A Convenção, anota o Professor Jorge Miranda, foi aprovada para ratificação em Portugal pela Lei n.º 23/80, de 26 de Julho.
Nas conclusões do seu parecer foi, assim, exarado:

"(...) importa notar

h) Sem embargo do carácter permanente da norma constitucional, o carácter temporário variável, em razão da necessidade, das normas legais de concretização nos moldes atrás referidos."

Também o Professor Vital Moreira considera no seu parecer que o artigo 109.º da Constituição da República Portuguesa impõe a adopção de medidas de discriminação positiva, entre as quais coloca a adopção de um sistema de quotas, afirmando a tal respeito:

"Com efeito, é o próprio artigo 109.º da Constituição da República Portuguesa, na sua nova redacção, que discrimina explicitamente a participação (…) de homens e mulheres na vida política, lá onde anteriormente se falava em participação dos cidadãos na vida política, expressão esta que ainda se encontra na rubrica do mesmo preceito, que permaneceu inalterada, como que para significar que para este efeito os cidadãos são homens e mulheres, em suma, que a cidadania passou a ter sexo. Torna-se evidente que, para este efeito - ou seja, que para efeito de acesso aos cargos políticos incluindo os cargos electivos -, a própria Constituição procede a uma diferenciação do demos em homens e mulheres, melhor dizendo em cidadãos e cidadãs".

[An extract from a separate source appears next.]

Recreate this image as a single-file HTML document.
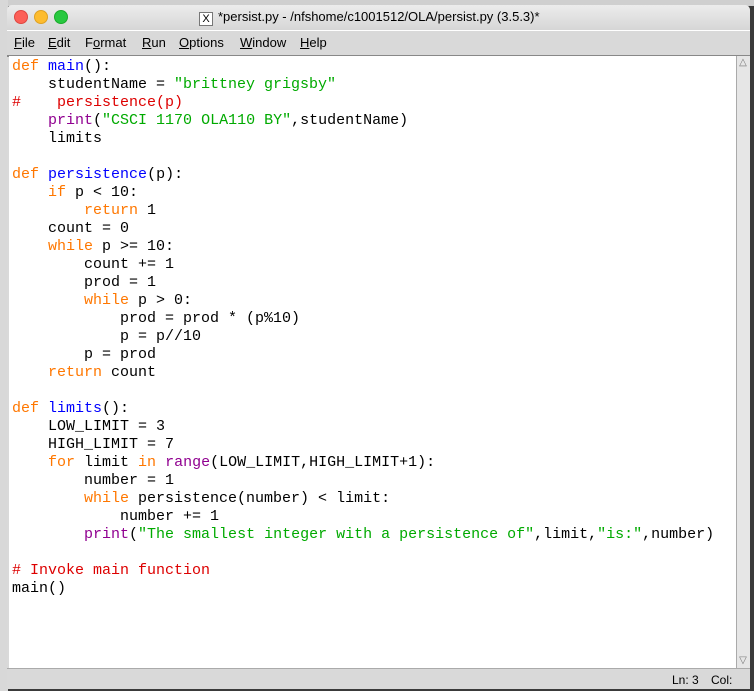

Mas a dúvida continua a colocar-se: será que a diferenciação do demos não fica apenas autorizada enquanto forem necessárias as medidas de discriminação positiva?
Por isso é que no preâmbulo da proposta de lei n. 194/VII se afirmava:

"Não está em causa o direito de eleger ou o direito de ser eleito. Só estão em causa os requisitos de legitimidade procedimental para a sua propositura, o que é muito diferente. Nem se trata de fraccionar e tão somente de reforçar a unidade política. Tudo está em que os preceitos legais sejam tomados estritamente em vista desse objectivo e só pelo tempo estritamente necessário, confiando-se depois na dinâmica social e cultural que se venha a desenvolver. Não se trata de segregar, mas, pelo contrário, de integrar.